For the material that follows, list every line containing the word "React".

Data provided —

--------------------------------

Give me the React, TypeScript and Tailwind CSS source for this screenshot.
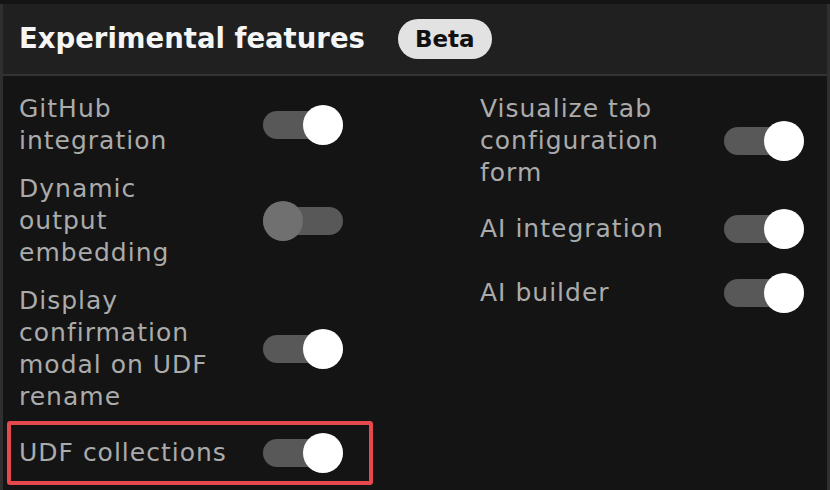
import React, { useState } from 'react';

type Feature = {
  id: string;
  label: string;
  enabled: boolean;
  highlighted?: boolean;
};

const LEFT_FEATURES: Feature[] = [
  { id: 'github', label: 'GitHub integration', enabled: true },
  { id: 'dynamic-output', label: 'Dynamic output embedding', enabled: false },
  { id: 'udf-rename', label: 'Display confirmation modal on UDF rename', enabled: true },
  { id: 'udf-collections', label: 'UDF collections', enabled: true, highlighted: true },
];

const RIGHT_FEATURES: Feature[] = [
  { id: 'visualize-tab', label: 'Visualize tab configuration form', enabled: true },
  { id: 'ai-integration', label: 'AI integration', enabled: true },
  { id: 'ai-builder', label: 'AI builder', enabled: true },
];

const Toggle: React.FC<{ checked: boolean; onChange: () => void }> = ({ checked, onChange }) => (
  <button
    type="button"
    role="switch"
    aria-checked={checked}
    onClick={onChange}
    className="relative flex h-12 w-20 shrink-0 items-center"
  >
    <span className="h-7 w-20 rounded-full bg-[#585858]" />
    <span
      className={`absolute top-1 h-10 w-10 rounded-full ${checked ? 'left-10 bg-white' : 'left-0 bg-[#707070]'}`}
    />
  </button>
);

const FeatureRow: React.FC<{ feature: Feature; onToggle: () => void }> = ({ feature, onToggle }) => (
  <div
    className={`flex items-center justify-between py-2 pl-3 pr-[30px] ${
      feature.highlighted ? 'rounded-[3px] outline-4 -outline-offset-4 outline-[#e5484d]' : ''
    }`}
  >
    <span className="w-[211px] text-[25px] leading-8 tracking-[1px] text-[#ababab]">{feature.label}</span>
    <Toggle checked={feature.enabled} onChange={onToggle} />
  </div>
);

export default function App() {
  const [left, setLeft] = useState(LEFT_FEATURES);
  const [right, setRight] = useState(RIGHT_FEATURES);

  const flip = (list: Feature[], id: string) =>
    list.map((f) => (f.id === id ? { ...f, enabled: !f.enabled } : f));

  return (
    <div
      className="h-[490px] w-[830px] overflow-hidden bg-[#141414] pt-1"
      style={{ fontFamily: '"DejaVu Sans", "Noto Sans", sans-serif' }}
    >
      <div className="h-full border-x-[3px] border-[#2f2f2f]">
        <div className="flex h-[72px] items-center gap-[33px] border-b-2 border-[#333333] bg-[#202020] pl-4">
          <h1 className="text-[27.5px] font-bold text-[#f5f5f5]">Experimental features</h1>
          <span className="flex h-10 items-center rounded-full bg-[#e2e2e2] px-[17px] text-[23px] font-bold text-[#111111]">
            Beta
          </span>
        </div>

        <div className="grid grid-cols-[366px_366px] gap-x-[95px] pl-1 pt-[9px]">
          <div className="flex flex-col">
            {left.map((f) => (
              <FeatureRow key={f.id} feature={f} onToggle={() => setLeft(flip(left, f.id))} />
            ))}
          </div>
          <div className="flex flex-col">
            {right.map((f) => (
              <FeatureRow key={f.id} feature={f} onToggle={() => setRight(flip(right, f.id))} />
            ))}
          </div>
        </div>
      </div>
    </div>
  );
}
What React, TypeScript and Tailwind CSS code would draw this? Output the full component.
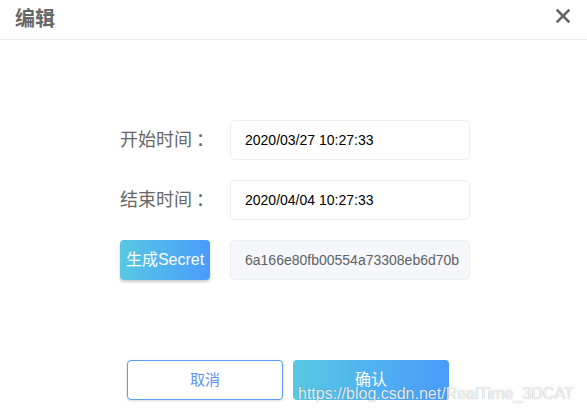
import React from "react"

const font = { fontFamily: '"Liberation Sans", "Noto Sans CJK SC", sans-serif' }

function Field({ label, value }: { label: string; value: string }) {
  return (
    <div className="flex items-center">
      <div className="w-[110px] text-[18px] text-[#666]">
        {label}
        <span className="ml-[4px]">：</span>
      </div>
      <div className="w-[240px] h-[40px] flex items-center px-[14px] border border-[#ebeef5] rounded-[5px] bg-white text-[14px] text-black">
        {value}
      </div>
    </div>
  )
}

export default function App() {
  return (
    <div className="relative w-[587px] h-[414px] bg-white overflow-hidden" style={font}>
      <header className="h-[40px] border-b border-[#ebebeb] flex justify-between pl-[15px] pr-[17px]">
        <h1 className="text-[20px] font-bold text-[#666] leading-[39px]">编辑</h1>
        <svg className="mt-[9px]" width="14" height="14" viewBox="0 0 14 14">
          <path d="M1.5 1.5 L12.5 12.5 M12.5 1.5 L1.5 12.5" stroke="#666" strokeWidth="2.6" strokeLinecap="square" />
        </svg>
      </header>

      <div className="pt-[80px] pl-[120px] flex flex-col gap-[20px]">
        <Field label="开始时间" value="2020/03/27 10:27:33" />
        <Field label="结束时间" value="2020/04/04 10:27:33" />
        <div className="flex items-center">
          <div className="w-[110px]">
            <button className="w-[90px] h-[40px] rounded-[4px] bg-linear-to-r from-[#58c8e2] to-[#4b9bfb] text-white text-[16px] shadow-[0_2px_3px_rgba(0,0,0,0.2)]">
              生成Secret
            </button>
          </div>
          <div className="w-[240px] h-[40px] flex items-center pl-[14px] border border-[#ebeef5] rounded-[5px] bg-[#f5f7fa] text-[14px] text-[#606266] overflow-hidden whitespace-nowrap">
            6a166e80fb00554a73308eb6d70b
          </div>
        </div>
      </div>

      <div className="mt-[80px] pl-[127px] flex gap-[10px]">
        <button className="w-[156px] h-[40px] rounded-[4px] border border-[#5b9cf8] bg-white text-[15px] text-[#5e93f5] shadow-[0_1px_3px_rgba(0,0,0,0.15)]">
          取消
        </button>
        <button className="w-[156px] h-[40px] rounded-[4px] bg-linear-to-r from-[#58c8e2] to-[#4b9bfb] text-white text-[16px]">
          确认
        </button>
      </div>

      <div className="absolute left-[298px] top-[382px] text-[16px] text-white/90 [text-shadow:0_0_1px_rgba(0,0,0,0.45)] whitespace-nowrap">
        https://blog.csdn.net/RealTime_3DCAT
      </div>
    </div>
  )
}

--------------------------------

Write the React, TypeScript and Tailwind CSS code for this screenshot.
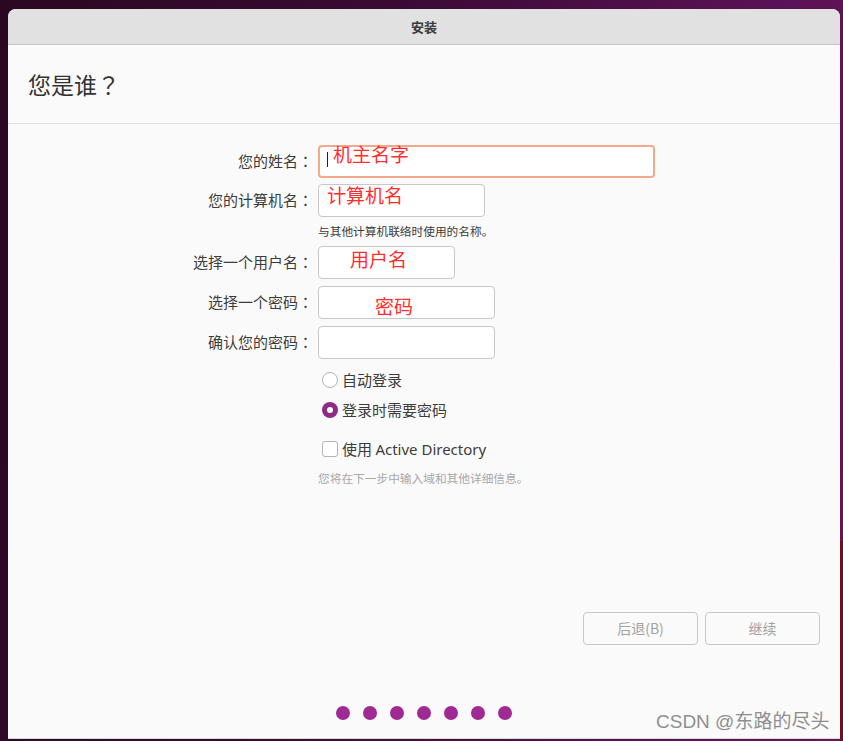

--------------------------------

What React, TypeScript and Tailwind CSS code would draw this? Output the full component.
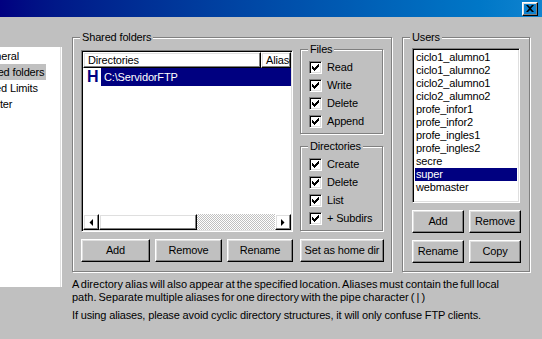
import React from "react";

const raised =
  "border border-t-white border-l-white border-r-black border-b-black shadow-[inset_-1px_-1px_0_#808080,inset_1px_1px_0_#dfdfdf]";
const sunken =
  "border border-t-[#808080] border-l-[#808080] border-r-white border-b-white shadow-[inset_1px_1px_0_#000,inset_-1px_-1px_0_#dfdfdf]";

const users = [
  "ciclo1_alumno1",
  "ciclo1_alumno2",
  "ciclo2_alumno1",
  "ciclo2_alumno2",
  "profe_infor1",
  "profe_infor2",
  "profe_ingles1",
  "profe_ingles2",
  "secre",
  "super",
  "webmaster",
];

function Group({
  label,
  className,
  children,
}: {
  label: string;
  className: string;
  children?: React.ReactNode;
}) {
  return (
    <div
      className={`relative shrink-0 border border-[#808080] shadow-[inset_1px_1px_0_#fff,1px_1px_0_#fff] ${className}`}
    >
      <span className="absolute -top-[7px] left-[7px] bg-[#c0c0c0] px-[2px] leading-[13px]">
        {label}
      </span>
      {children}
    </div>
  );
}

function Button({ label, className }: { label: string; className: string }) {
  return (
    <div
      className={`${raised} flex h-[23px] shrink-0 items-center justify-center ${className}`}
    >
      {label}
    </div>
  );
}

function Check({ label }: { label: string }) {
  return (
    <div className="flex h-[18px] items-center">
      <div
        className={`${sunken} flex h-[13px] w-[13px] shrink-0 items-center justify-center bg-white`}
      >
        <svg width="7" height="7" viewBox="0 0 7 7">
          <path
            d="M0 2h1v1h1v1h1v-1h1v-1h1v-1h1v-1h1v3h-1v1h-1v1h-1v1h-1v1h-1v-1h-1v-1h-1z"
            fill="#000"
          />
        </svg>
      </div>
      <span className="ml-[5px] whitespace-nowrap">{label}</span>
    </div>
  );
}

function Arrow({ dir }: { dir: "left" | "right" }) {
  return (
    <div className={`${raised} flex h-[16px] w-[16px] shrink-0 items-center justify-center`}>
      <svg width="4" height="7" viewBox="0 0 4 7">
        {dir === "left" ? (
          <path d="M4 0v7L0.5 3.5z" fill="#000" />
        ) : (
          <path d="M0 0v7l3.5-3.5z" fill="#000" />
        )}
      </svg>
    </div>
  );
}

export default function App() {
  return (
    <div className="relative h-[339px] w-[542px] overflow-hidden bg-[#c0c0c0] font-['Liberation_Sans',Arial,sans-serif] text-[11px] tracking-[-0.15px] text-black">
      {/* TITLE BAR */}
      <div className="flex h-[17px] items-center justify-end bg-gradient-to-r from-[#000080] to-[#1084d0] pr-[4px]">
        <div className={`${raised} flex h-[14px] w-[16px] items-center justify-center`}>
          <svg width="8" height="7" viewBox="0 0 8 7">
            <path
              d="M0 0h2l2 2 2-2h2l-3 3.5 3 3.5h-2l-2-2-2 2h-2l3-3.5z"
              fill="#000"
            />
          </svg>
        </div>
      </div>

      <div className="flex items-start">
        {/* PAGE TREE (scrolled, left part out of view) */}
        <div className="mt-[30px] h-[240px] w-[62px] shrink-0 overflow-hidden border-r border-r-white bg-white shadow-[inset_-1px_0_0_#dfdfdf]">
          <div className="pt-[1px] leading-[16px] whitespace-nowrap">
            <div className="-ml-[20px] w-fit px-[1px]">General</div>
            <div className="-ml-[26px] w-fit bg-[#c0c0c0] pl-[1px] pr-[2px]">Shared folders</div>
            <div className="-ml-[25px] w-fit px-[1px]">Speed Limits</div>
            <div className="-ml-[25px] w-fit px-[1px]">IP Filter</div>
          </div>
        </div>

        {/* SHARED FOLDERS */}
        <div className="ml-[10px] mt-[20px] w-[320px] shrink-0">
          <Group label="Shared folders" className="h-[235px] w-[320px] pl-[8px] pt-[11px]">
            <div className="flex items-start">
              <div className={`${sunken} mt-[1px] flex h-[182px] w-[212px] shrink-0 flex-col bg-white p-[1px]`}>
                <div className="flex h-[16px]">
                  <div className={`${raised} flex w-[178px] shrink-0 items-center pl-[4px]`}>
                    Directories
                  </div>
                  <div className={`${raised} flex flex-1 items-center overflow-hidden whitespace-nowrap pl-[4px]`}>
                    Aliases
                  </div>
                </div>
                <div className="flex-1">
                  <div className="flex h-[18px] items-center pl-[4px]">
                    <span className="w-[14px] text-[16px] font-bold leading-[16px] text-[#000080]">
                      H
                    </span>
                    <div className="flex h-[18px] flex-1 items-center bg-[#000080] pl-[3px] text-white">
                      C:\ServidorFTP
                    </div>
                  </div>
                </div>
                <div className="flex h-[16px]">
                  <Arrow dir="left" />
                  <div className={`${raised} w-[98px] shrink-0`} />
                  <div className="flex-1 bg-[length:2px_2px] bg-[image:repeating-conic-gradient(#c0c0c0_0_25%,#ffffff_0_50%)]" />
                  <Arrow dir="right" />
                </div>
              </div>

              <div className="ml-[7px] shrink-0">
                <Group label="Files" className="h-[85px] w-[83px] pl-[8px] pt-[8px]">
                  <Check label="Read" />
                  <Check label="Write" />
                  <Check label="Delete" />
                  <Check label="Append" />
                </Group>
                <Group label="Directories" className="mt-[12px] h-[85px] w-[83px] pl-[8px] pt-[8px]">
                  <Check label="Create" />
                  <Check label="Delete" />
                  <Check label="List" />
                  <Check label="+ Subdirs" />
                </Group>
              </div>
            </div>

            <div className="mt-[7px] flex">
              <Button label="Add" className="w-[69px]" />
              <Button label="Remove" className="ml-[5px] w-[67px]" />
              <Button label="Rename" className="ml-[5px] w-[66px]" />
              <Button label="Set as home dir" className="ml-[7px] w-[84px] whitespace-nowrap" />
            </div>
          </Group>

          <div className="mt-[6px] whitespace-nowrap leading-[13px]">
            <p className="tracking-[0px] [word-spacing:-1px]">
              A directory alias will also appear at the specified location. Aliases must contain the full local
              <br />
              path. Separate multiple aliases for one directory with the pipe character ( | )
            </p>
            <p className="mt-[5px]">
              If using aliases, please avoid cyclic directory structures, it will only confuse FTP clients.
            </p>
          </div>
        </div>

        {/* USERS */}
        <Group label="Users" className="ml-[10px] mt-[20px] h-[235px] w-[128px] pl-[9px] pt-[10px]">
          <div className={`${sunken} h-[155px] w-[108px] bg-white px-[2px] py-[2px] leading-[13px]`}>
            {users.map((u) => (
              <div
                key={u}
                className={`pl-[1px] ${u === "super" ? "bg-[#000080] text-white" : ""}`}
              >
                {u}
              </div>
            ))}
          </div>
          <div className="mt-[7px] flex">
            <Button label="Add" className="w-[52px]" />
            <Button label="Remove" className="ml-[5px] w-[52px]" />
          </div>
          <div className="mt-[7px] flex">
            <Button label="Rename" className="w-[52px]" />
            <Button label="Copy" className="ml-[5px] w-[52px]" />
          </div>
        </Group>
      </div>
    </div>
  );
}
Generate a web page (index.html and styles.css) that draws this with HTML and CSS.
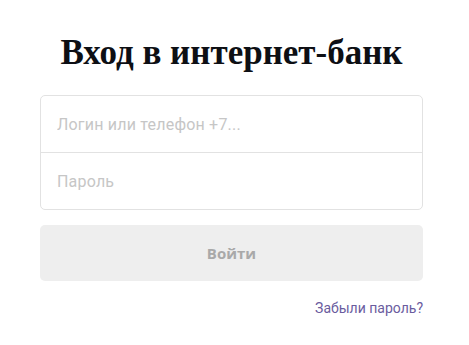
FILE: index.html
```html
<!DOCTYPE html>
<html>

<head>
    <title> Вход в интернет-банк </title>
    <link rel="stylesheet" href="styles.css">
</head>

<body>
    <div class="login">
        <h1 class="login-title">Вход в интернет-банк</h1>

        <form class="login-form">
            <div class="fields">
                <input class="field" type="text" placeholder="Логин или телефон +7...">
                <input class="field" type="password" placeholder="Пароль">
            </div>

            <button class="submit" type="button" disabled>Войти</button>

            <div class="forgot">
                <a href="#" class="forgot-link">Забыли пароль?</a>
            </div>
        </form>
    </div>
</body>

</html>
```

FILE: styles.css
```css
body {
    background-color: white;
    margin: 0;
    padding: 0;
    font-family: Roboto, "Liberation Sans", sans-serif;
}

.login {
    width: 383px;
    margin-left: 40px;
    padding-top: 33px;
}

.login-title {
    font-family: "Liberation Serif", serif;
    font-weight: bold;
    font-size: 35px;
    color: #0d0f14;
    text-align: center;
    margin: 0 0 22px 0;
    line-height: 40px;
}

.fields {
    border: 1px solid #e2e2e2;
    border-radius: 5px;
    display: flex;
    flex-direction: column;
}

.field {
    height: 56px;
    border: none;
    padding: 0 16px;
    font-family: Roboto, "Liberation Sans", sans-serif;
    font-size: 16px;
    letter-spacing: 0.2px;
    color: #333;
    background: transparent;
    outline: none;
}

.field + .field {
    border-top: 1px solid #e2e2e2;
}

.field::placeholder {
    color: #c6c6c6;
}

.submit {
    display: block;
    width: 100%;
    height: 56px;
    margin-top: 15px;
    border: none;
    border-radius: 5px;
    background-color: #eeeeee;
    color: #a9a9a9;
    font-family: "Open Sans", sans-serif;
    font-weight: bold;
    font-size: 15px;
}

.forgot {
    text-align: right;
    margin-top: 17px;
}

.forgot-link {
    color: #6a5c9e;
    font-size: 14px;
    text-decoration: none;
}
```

--------------------------------

Reply to the task —
Give me the React, TypeScript and Tailwind CSS source for this screenshot.
import React, { useState } from 'react';
const Toggle: React.FC<{ checked: boolean; onChange: () => void }> = ({ checked, onChange }) => (
const FeatureRow: React.FC<{ feature: Feature; onToggle: () => void }> = ({ feature, onToggle }) => (
What React, TypeScript and Tailwind CSS code would draw this? Output the full component.
import React from "react"
Write the React, TypeScript and Tailwind CSS code for this screenshot.
What React, TypeScript and Tailwind CSS code would draw this? Output the full component.
import React from "react";
  children?: React.ReactNode;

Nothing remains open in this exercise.